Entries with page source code
+++++

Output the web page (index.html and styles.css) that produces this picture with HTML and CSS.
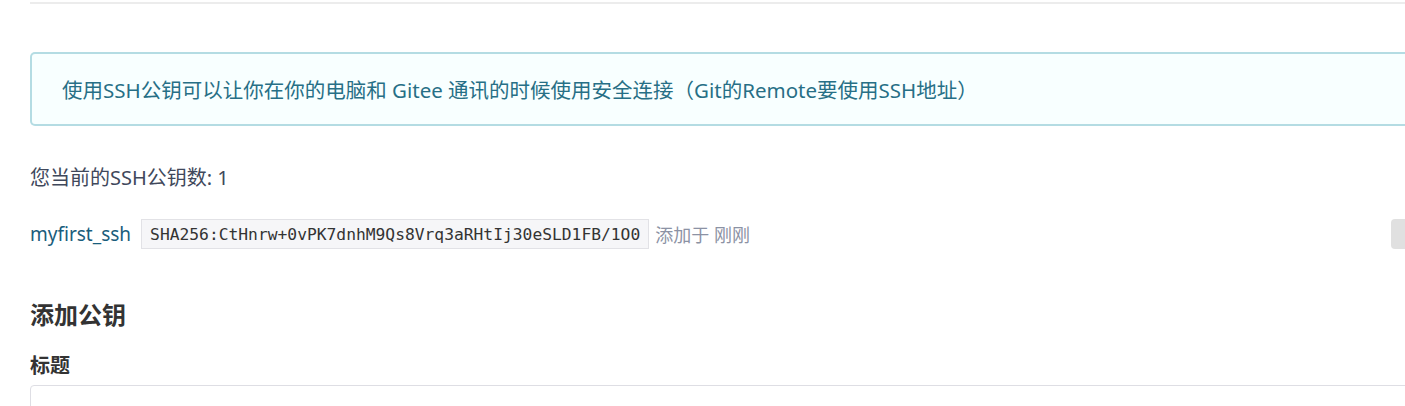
FILE: index.html
```html
<!DOCTYPE html>
<html lang="zh-CN">
<head>
<meta charset="utf-8">
<title>SSH公钥</title>
<link rel="stylesheet" href="styles.css">
</head>
<body>
<div class="page">
  <div class="top-rule"></div>
  <div class="info-message">使用SSH公钥可以让你在你的电脑和 Gitee 通讯的时候使用安全连接（Git的Remote要使用SSH地址）</div>
  <p class="count">您当前的SSH公钥数: 1</p>
  <div class="key-row">
    <a class="key-name">myfirst_ssh</a>
    <code class="fingerprint">SHA256:CtHnrw+0vPK7dnhM9Qs8Vrq3aRHtIj30eSLD1FB/1O0</code>
    <span class="key-time">添加于 刚刚</span>
    <span class="key-action"></span>
  </div>
  <h3 class="section-title">添加公钥</h3>
  <label class="field-label">标题</label>
  <div class="input">公钥标题</div>
</div>
</body>
</html>
```
FILE: styles.css
```css
html, body {
  margin: 0;
  padding: 0;
  background: #ffffff;
  overflow: hidden;
}
body {
  width: 1405px;
  height: 406px;
  font-family: "Noto Sans", "Noto Sans CJK SC", sans-serif;
  color: #40485b;
}
.page {
  margin-left: 30px;
  width: 1420px;
  display: flex;
  flex-direction: column;
  align-items: flex-start;
}
.top-rule {
  align-self: stretch;
  height: 2px;
  border-bottom: 2px solid #ececec;
  margin-bottom: 48px;
}
.info-message {
  align-self: stretch;
  box-sizing: border-box;
  height: 74px;
  display: flex;
  align-items: center;
  padding: 0 32px;
  background: #f8ffff;
  color: #276f86;
  box-shadow: inset 0 0 0 2px #b4dce3;
  border-radius: 5px;
  font-size: 20.5px;
}
.count {
  margin: 37px 0 0;
  font-size: 20px;
  line-height: 30px;
  color: #40485b;
}
.key-row {
  align-self: stretch;
  margin-top: 26px;
  height: 30px;
  display: flex;
  align-items: center;
}
.key-name {
  color: #1a5d7c;
  font-size: 19px;
  margin-right: 10px;
}
.fingerprint {
  box-sizing: border-box;
  height: 30px;
  display: flex;
  align-items: center;
  padding: 0 8px;
  background: #f6f6f8;
  border: 1px solid #e2e2e6;
  font-family: "DejaVu Sans Mono", monospace;
  font-size: 16.3px;
  color: #333;
  margin-right: 6px;
}
.key-time {
  color: #8c92a4;
  font-size: 18px;
}
.key-action {
  margin-left: auto;
  margin-right: 29px;
  width: 30px;
  height: 30px;
  background: #e0e0e0;
  border-radius: 4px;
}
.section-title {
  margin: 51px 0 0;
  font-size: 24px;
  font-weight: 700;
  line-height: 30px;
  color: #333;
}
.field-label {
  margin-top: 23px;
  font-size: 20px;
  font-weight: 700;
  line-height: 26px;
  color: #333;
}
.input {
  align-self: stretch;
  box-sizing: border-box;
  margin-top: 6px;
  height: 44px;
  border: 1px solid #dedee4;
  border-radius: 4px;
  padding: 17px 45px 0;
  font-size: 18px;
  color: #c4c7cf;
}
```
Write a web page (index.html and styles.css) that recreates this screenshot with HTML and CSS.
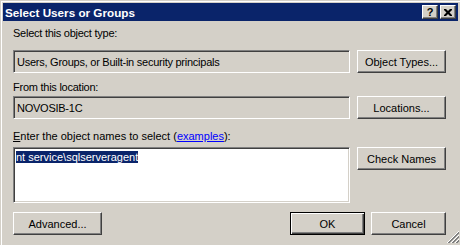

+++++

DESCRIPTION OF THE TASK: Leave out the pictures and print every line of the data exactly.

WORKED SOLUTION:
Output the web page (index.html and styles.css) that produces this picture with HTML and CSS.
FILE: index.html
```html
<!DOCTYPE html>
<html lang="zh-CN">
<head>
<meta charset="utf-8">
<title>SSH公钥</title>
<link rel="stylesheet" href="styles.css">
</head>
<body>
<div class="page">
  <div class="top-rule"></div>
  <div class="info-message">使用SSH公钥可以让你在你的电脑和 Gitee 通讯的时候使用安全连接（Git的Remote要使用SSH地址）</div>
  <p class="count">您当前的SSH公钥数: 1</p>
  <div class="key-row">
    <a class="key-name">myfirst_ssh</a>
    <code class="fingerprint">SHA256:CtHnrw+0vPK7dnhM9Qs8Vrq3aRHtIj30eSLD1FB/1O0</code>
    <span class="key-time">添加于 刚刚</span>
    <span class="key-action"></span>
  </div>
  <h3 class="section-title">添加公钥</h3>
  <label class="field-label">标题</label>
  <div class="input">公钥标题</div>
</div>
</body>
</html>
```
FILE: styles.css
```css
html, body {
  margin: 0;
  padding: 0;
  background: #ffffff;
  overflow: hidden;
}
body {
  width: 1405px;
  height: 406px;
  font-family: "Noto Sans", "Noto Sans CJK SC", sans-serif;
  color: #40485b;
}
.page {
  margin-left: 30px;
  width: 1420px;
  display: flex;
  flex-direction: column;
  align-items: flex-start;
}
.top-rule {
  align-self: stretch;
  height: 2px;
  border-bottom: 2px solid #ececec;
  margin-bottom: 48px;
}
.info-message {
  align-self: stretch;
  box-sizing: border-box;
  height: 74px;
  display: flex;
  align-items: center;
  padding: 0 32px;
  background: #f8ffff;
  color: #276f86;
  box-shadow: inset 0 0 0 2px #b4dce3;
  border-radius: 5px;
  font-size: 20.5px;
}
.count {
  margin: 37px 0 0;
  font-size: 20px;
  line-height: 30px;
  color: #40485b;
}
.key-row {
  align-self: stretch;
  margin-top: 26px;
  height: 30px;
  display: flex;
  align-items: center;
}
.key-name {
  color: #1a5d7c;
  font-size: 19px;
  margin-right: 10px;
}
.fingerprint {
  box-sizing: border-box;
  height: 30px;
  display: flex;
  align-items: center;
  padding: 0 8px;
  background: #f6f6f8;
  border: 1px solid #e2e2e6;
  font-family: "DejaVu Sans Mono", monospace;
  font-size: 16.3px;
  color: #333;
  margin-right: 6px;
}
.key-time {
  color: #8c92a4;
  font-size: 18px;
}
.key-action {
  margin-left: auto;
  margin-right: 29px;
  width: 30px;
  height: 30px;
  background: #e0e0e0;
  border-radius: 4px;
}
.section-title {
  margin: 51px 0 0;
  font-size: 24px;
  font-weight: 700;
  line-height: 30px;
  color: #333;
}
.field-label {
  margin-top: 23px;
  font-size: 20px;
  font-weight: 700;
  line-height: 26px;
  color: #333;
}
.input {
  align-self: stretch;
  box-sizing: border-box;
  margin-top: 6px;
  height: 44px;
  border: 1px solid #dedee4;
  border-radius: 4px;
  padding: 17px 45px 0;
  font-size: 18px;
  color: #c4c7cf;
}
```
Write a web page (index.html and styles.css) that recreates this screenshot with HTML and CSS.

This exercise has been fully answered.